Bonds, Stocks, and Safe Havens: Where to Hide (and Where to Tread Carefully)

So, where does this leave investors? Here’s a breakdown:

  • Bonds: A weaker dollar and rising inflation are generally negative for bonds. Expect yields to rise, pushing bond prices down. However, long-dated U.S. Treasury bonds could see a flight to safety if global instability increases.
  • Stocks: The picture is mixed. Companies with significant domestic revenue streams could benefit from a weaker dollar. However, those heavily reliant on exports or global supply chains will likely suffer. Defensive sectors – healthcare, consumer staples – may outperform.
  • Gold: The classic safe haven. A weaker dollar, geopolitical uncertainty, and rising inflation all support higher gold prices.
  • Commodities: Increased demand from a potentially booming U.S. economy (fueled by expansionary fiscal policy) could drive up commodity prices.
  • Emerging Markets: A more complex story. Some emerging markets could benefit from a weaker dollar, while others – particularly those heavily indebted in USD – could face increased financial pressure.

Don’t ignore: The potential for increased volatility across all asset classes. A Trump presidency is rarely predictable, and market reactions could be swift and dramatic.

Beyond Economics: The Geopolitical Wildcard

The financial implications are intertwined with broader geopolitical risks. A second Trump term could see a further erosion of U.S. leadership on the world stage, potentially emboldening adversaries like Russia and China. This could lead to increased military spending, heightened geopolitical tensions, and a greater risk of conflict – all of which have significant economic consequences.

Furthermore, a potential weakening of democratic institutions within the U.S. – as outlined in recent analyses – could undermine investor confidence and create long-term systemic risks.

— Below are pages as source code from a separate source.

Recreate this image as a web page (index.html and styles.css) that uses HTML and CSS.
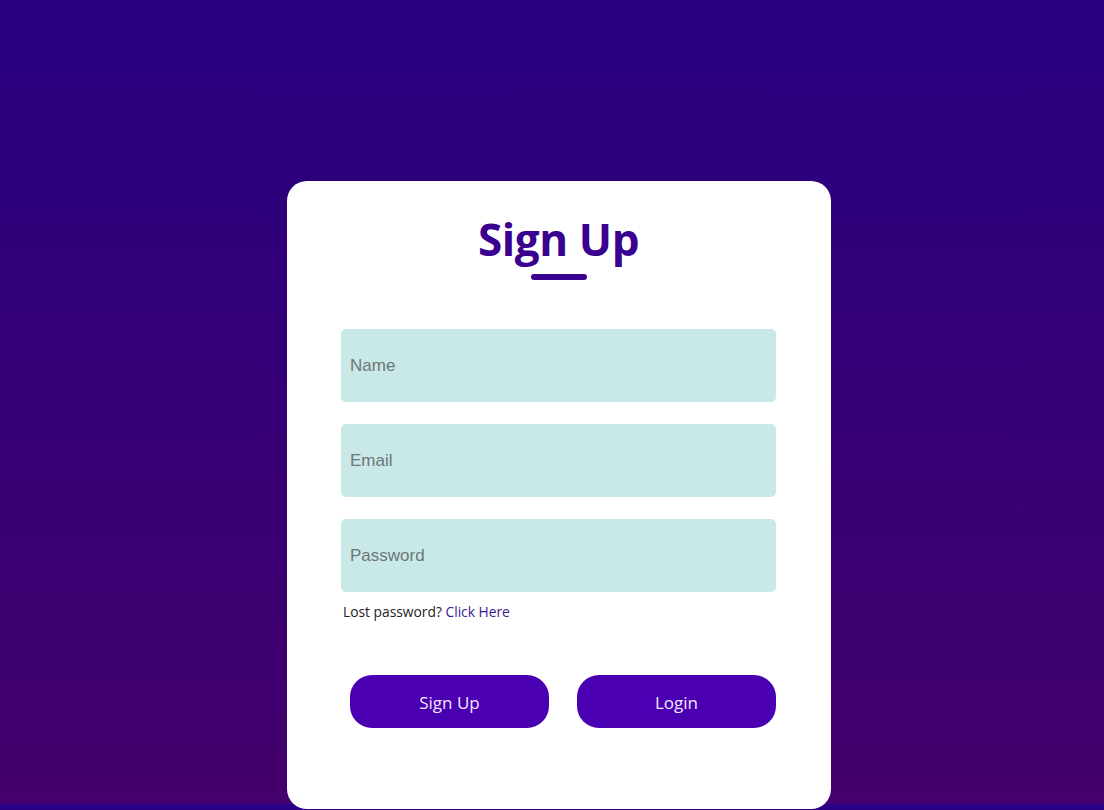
FILE: index.html
```html
<!DOCTYPE html>
<html lang="en">
<head>
<meta charset="utf-8">
<title>Sign Up</title>
<link rel="stylesheet" href="styles.css">
</head>
<body>
<div class="page">
  <div class="card">
    <h1 class="title">Sign Up</h1>
    <div class="bar"></div>
    <form class="form">
      <div class="fields">
        <input class="field" type="text" placeholder="Name">
        <input class="field" type="email" placeholder="Email">
        <input class="field" type="password" placeholder="Password">
      </div>
      <p class="lost">Lost password? <a href="#" class="link">Click Here</a></p>
      <div class="buttons">
        <button type="button" class="btn">Sign Up</button>
        <button type="button" class="btn">Login</button>
      </div>
    </form>
  </div>
</div>
</body>
</html>
```

FILE: styles.css
```css
* { box-sizing: border-box; }
html, body {
  margin: 0;
  padding: 0;
  background: #2a0086;
}
body {
  font-family: "Open Sans", "Noto Sans", sans-serif;
  height: 810px;
  overflow: hidden;
}
.page {
  height: 804px;
  background: linear-gradient(to bottom, #270080 0%, #44006c 100%);
  display: flex;
  justify-content: center;
  padding-top: 181px;
  padding-left: 14px;
}
.card {
  width: 544px;
  height: 628px;
  background: #fff;
  border-radius: 20px;
  padding: 28px 55px 0 54px;
  display: flex;
  flex-direction: column;
  align-items: stretch;
  flex-shrink: 0;
}
.title {
  margin: 0;
  text-align: center;
  font-size: 44px;
  font-weight: 700;
  line-height: 60px;
  color: #3a0090;
  letter-spacing: -0.4px;
}
.bar {
  width: 56px;
  height: 6px;
  border-radius: 3px;
  background: #3a0090;
  align-self: center;
  margin-top: 5px;
}
.form {
  margin-top: 49px;
}
.fields {
  display: flex;
  flex-direction: column;
  gap: 22px;
}
.field {
  width: 435px;
  height: 73px;
  border: none;
  outline: none;
  border-radius: 5px;
  background: #c9e9e9;
  padding: 1px 9px 0;
  font-family: "Liberation Sans", Arial, sans-serif;
  font-size: 17px;
  color: #333;
}
.field::placeholder {
  color: #6f7676;
}
.lost {
  margin: 10px 0 0 2px;
  font-size: 13.8px;
  color: #222;
  line-height: 20px;
}
.link {
  color: #3d1a8f;
  text-decoration: none;
}
.buttons {
  display: flex;
  gap: 28px;
  padding-left: 9px;
  margin-top: 53px;
}
.btn {
  width: 199px;
  height: 53px;
  border: none;
  border-radius: 22px;
  background: #4a00b2;
  color: #f3e6ff;
  font-family: "Open Sans", "Noto Sans", sans-serif;
  font-size: 17px;
  padding-top: 2px;
  cursor: pointer;
}
```
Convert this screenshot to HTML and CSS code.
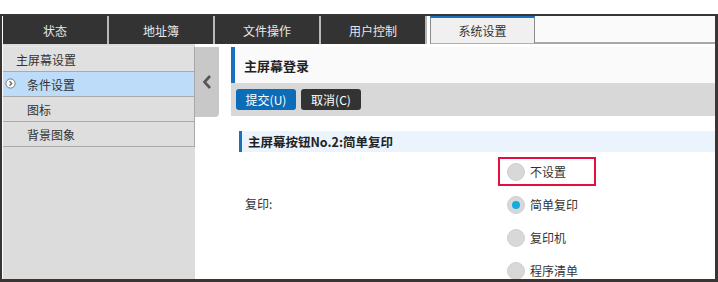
FILE: index.html
```html
<!DOCTYPE html>
<html lang="zh">
<head>
<meta charset="utf-8">
<link rel="stylesheet" href="styles.css">
</head>
<body>
<div class="frame">
  <div class="tabs">
    <div class="tab">状态</div>
    <div class="tab">地址簿</div>
    <div class="tab">文件操作</div>
    <div class="tab">用户控制</div>
    <div class="tab active">系统设置</div>
    <div class="tab-fill"></div>
  </div>
  <div class="body">
    <div class="sidebar">
      <ul class="menu">
        <li class="menu-head">主屏幕设置</li>
        <li class="menu-item selected">
          <span class="mark"><svg width="11" height="11" viewBox="0 0 11 11"><circle cx="5.5" cy="5.5" r="4.6" fill="#fff" stroke="#777" stroke-width="1"/><path d="M4.5 3.3 L6.7 5.5 L4.5 7.7" fill="none" stroke="#666" stroke-width="1.3"/></svg></span>条件设置
        </li>
        <li class="menu-item">图标</li>
        <li class="menu-item">背景图象</li>
      </ul>
    </div>
    <div class="collapse">
      <svg width="10" height="16" viewBox="0 0 10 16"><path d="M8 2 L2.5 8 L8 14" fill="none" stroke="#555" stroke-width="2.6" stroke-linejoin="miter"/></svg>
    </div>
    <div class="main">
      <div class="page-title">主屏幕登录</div>
      <div class="actions">
        <button class="btn btn-primary">提交(U)</button>
        <button class="btn btn-dark">取消(C)</button>
      </div>
      <div class="section-title">主屏幕按钮No.2:简单复印</div>
      <div class="form">
        <div class="label">复印:</div>
        <div class="options">
          <div class="option highlight"><span class="radio"></span>不设置</div>
          <div class="option"><span class="radio checked"></span>简单复印</div>
          <div class="option"><span class="radio"></span>复印机</div>
          <div class="option"><span class="radio"></span>程序清单</div>
        </div>
      </div>
    </div>
  </div>
</div>
</body>
</html>
```
FILE: styles.css
```css
* { box-sizing: border-box; }
html, body { margin: 0; padding: 0; background: #fff; overflow: hidden; }
body {
  padding-top: 14px;
  font-family: "Noto Sans CJK SC", "Noto Sans", sans-serif;
  font-size: 12px;
  color: #333;
}
.frame {
  width: 718px;
  height: 268px;
  border: 2px solid #3b3434;
  border-right-width: 3px;
  border-bottom-width: 3px;
  padding-left: 1px;
  display: flex;
  flex-direction: column;
  overflow: hidden;
}
.tabs {
  display: flex;
  height: 28px;
  flex: none;
}
.tab {
  width: 106px;
  height: 28px;
  background: #333;
  color: #e8e8e8;
  border-right: 2px solid #b8b8b8;
  display: flex;
  align-items: center;
  justify-content: center;
  font-size: 12px;
}
.tab.active {
  margin-left: 3px;
  width: 105px;
  background: #f0f0f0;
  color: #333;
  border-top: 2px solid #1a6fc0;
  border-left: 1px solid #8a8a8a;
  border-right: 1px solid #8a8a8a;
  border-bottom: 1px solid #b0b0b0;
}
.tab-fill {
  flex: 1;
  background: #fafafa;
  border-bottom: 2px solid #a8a8a8;
}
.body {
  flex: 1;
  display: flex;
  min-height: 0;
}
.sidebar {
  width: 192px;
  background: #dcdcdc;
  padding-top: 2px;
  flex: none;
}
.menu {
  list-style: none;
  margin: 0;
  padding: 0;
  border-right: 1px solid #a8a8a8;
  border-top: 1px solid #e8e8e8;
}
.menu li {
  height: 25px;
  border-bottom: 1px solid #aaa;
  display: flex;
  align-items: center;
  color: #333;
}
.menu-head { padding-left: 13px; background: #e0e0e0; }
.menu-item { padding-left: 24px; background: #dedede; position: relative; }
.menu-item.selected { background: #bcdcfa; }
.mark {
  position: absolute;
  left: 2px;
  top: 6px;
  width: 11px;
  height: 11px;
  display: flex;
}
.collapse {
  width: 24px;
  height: 70px;
  margin-top: 3px;
  background: #c8c8c8;
  border-radius: 0 0 4px 0;
  display: flex;
  align-items: center;
  justify-content: center;
  flex: none;
}
.main {
  flex: 1;
  margin-left: 12px;
  min-width: 0;
}
.page-title {
  height: 36px;
  margin-top: 3px;
  background: #fafafa;
  border-left: 4px solid #1a6fc0;
  padding-left: 9px;
  display: flex;
  align-items: center;
  font-size: 13px;
  font-weight: bold;
  color: #222;
}
.actions {
  height: 33px;
  background: #d8d8d8;
  display: flex;
  align-items: flex-start;
  gap: 5px;
  padding: 6px 0 0 5px;
}
.btn {
  width: 60px;
  height: 21px;
  border: none;
  border-radius: 3px;
  color: #fff;
  font-family: inherit;
  font-size: 12px;
  padding: 0;
  display: flex;
  align-items: center;
  justify-content: center;
}
.btn-primary { background: #0b6db8; }
.btn-dark { background: #333; }
.section-title {
  margin: 15px 0 0 8px;
  height: 21px;
  background: #ebf3fd;
  border-left: 3px solid #1a6fc0;
  padding-left: 6px;
  display: flex;
  align-items: center;
  font-weight: bold;
  font-size: 12.5px;
  color: #222;
}
.form {
  display: grid;
  grid-template-columns: 253px auto;
  margin: 5px 0 0 14px;
}
.label {
  grid-column: 1;
  grid-row: 1;
  margin-top: 38px;
  color: #333;
}
.options { grid-column: 2; grid-row: 1; }
.option {
  display: flex;
  align-items: center;
  gap: 5px;
  height: 29px;
  width: 98px;
  padding-left: 7px;
  border: 2px solid transparent;
  margin-bottom: 4px;
  white-space: nowrap;
  color: #333;
}
.option.highlight { border-color: #e2103c; }
.radio {
  width: 18px;
  height: 18px;
  border-radius: 50%;
  background: #d8d8d8;
  border: 1px solid #d0d0d0;
  display: flex;
  align-items: center;
  justify-content: center;
  flex: none;
}
.radio.checked::after {
  content: "";
  width: 8px;
  height: 8px;
  border-radius: 50%;
  background: #14acdf;
}
```
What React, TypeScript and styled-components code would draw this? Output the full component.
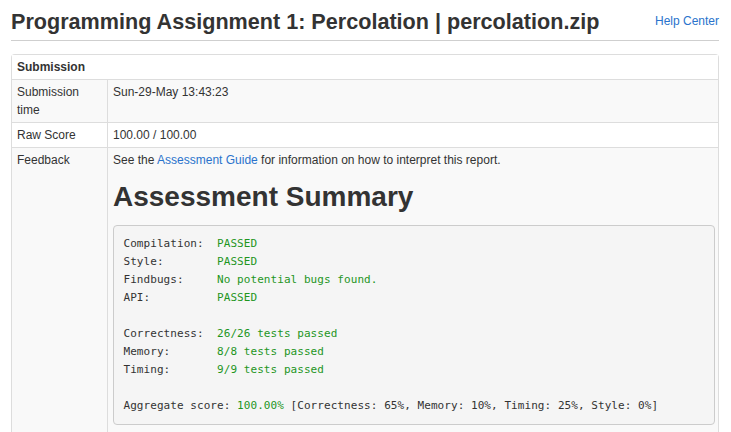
import styled, { createGlobalStyle } from 'styled-components'

const GlobalStyle = createGlobalStyle`
  html, body {
    margin: 0;
    padding: 0;
    background: #fff;
  }
  body {
    font-family: "Liberation Sans", Arial, sans-serif;
    font-size: 12px;
    color: #333;
  }
`

const Page = styled.div`
  padding: 10px 12px 0 11px;
`

const TitleBar = styled.div`
  display: flex;
  align-items: center;
  justify-content: space-between;
  padding-bottom: 6px;
  border-bottom: 1px solid #cfcfcf;
`

const Title = styled.h2`
  margin: 0;
  font-size: 21.6px;
  line-height: 24px;
  font-weight: bold;
  color: #333;
`

const Link = styled.a`
  color: #2a73cc;
  text-decoration: none;
`

const HelpLink = styled(Link)`
  font-size: 12px;
  margin-top: -2px;
`

const Table = styled.table`
  margin-top: 13px;
  width: 100%;
  border-collapse: separate;
  border-spacing: 0;
  border: 1px solid #ddd;
  border-radius: 4px 4px 0 0;
  border-bottom: none;
`

const HeadCell = styled.th`
  text-align: left;
  font-weight: bold;
  padding: 3px 5px;
  line-height: 18px;
  background: #fff;
`

const Row = styled.tr<{ $striped?: boolean }>`
  background: ${(p) => (p.$striped ? '#f9f9f9' : '#fff')};
`

const LabelCell = styled.td`
  width: 85px;
  padding: 3px 5px;
  line-height: 18px;
  vertical-align: top;
  border-top: 1px solid #ddd;
  border-right: 1px solid #ddd;
`

const ValueCell = styled.td`
  padding: 3px 3px 3px 5px;
  line-height: 18px;
  vertical-align: top;
  border-top: 1px solid #ddd;
`

const Intro = styled.p`
  margin: 0 0 12px;
`

const Heading = styled.h1`
  margin: 0 0 13px;
  font-size: 28px;
  line-height: 31px;
  font-weight: bold;
  color: #333;
`

const Report = styled.pre`
  margin: 0 0 10px;
  padding: 9px 9.5px;
  background: #f5f5f5;
  border: 1px solid #ccc;
  border-radius: 4px;
  font-family: "DejaVu Sans Mono", "Liberation Mono", monospace;
  font-size: 11px;
  letter-spacing: 0.06px;
  line-height: 18px;
  color: #333;
  white-space: pre;
`

const Pass = styled.span`
  color: #1e961e;
`

export default function App() {
  return (
    <>
      <GlobalStyle />
      <Page>
        <TitleBar>
          <Title>Programming Assignment 1: Percolation | percolation.zip</Title>
          <HelpLink href="#">Help Center</HelpLink>
        </TitleBar>
        <Table>
          <thead>
            <tr>
              <HeadCell colSpan={2}>Submission</HeadCell>
            </tr>
          </thead>
          <tbody>
            <Row $striped>
              <LabelCell>Submission time</LabelCell>
              <ValueCell>Sun-29-May 13:43:23</ValueCell>
            </Row>
            <Row>
              <LabelCell>Raw Score</LabelCell>
              <ValueCell>100.00 / 100.00</ValueCell>
            </Row>
            <Row $striped>
              <LabelCell>Feedback</LabelCell>
              <ValueCell>
                <Intro>
                  See the <Link href="#">Assessment Guide</Link> for information on how to interpret this report.
                </Intro>
                <Heading>Assessment Summary</Heading>
                <Report>
                  {'Compilation:  '}<Pass>PASSED</Pass>{'\n'}
                  {'Style:        '}<Pass>PASSED</Pass>{'\n'}
                  {'Findbugs:     '}<Pass>No potential bugs found.</Pass>{'\n'}
                  {'API:          '}<Pass>PASSED</Pass>{'\n'}
                  {'\n'}
                  {'Correctness:  '}<Pass>26/26 tests passed</Pass>{'\n'}
                  {'Memory:       '}<Pass>8/8 tests passed</Pass>{'\n'}
                  {'Timing:       '}<Pass>9/9 tests passed</Pass>{'\n'}
                  {'\n'}
                  {'Aggregate score: '}<Pass>100.00%</Pass>
                  {' [Correctness: 65%, Memory: 10%, Timing: 25%, Style: 0%]'}
                </Report>
              </ValueCell>
            </Row>
          </tbody>
        </Table>
      </Page>
    </>
  )
}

The Takeaway: A second Trump term presents a complex and potentially disruptive scenario for global finance. While predicting the future is impossible, understanding the potential risks and opportunities is crucial for navigating the turbulent waters ahead. It’s time to stress-test your portfolio, diversify your holdings, and prepare for a world where the rules of the game may be changing once again.